I visited in March, after the winter thaw, and the picturesque waterfront was teeming with people going about their business. If nothing else, Helsinki is eminently walkable. After passing the construction site of Kulttuuri-sauna, a bay-side public sauna designed like a latter-day Roman bath by architects Tuomas Toivonen and Nene Tsuboi, I headed across a causeway to Tervasaari for lunch. The tiny island’s sole restaurant, Savu, occupies an old log building that originally stored tar barrels. Now, it serves pine-tar beer—which tastes like a smoky lager—and things like reindeer sausages and alder-smoked salmon. Helsinki has plenty of artisanal coffee bars (Kaffa Roastery comes to mind) and a handful of Michelin-starred restaurants, but for a taste of Nordic tradition, Savu’s hard to beat.

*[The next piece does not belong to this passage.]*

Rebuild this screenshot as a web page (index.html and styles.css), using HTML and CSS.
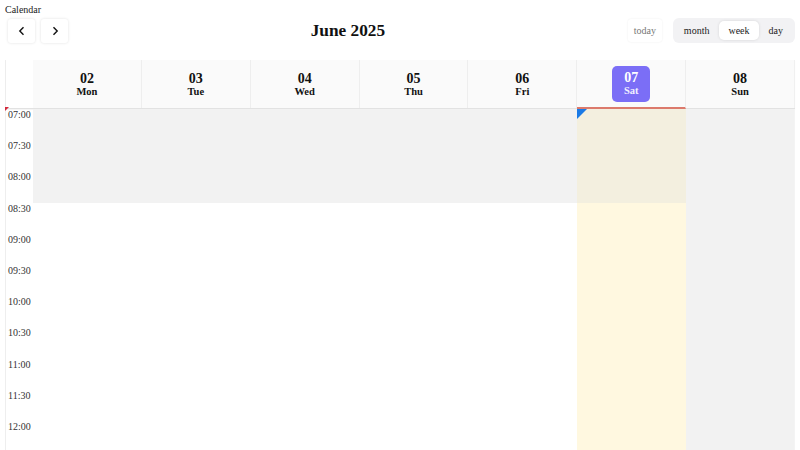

Compared to most other European capitals, Helsinki is small, with just 600,000 people. Yet it’s full of verve and style. For Finns, upscale boutiques and chic galleries are now familiar parts of the urban landscape. So too is the impressive Design Museum, founded in 1873, and the Design Forum, a promotional organization whose premises, across from a triangle of green called Diana Park, host an indoor bazaar full of inventive items such as handcrafted birch lampshades and neckties made from recycled seatbelts.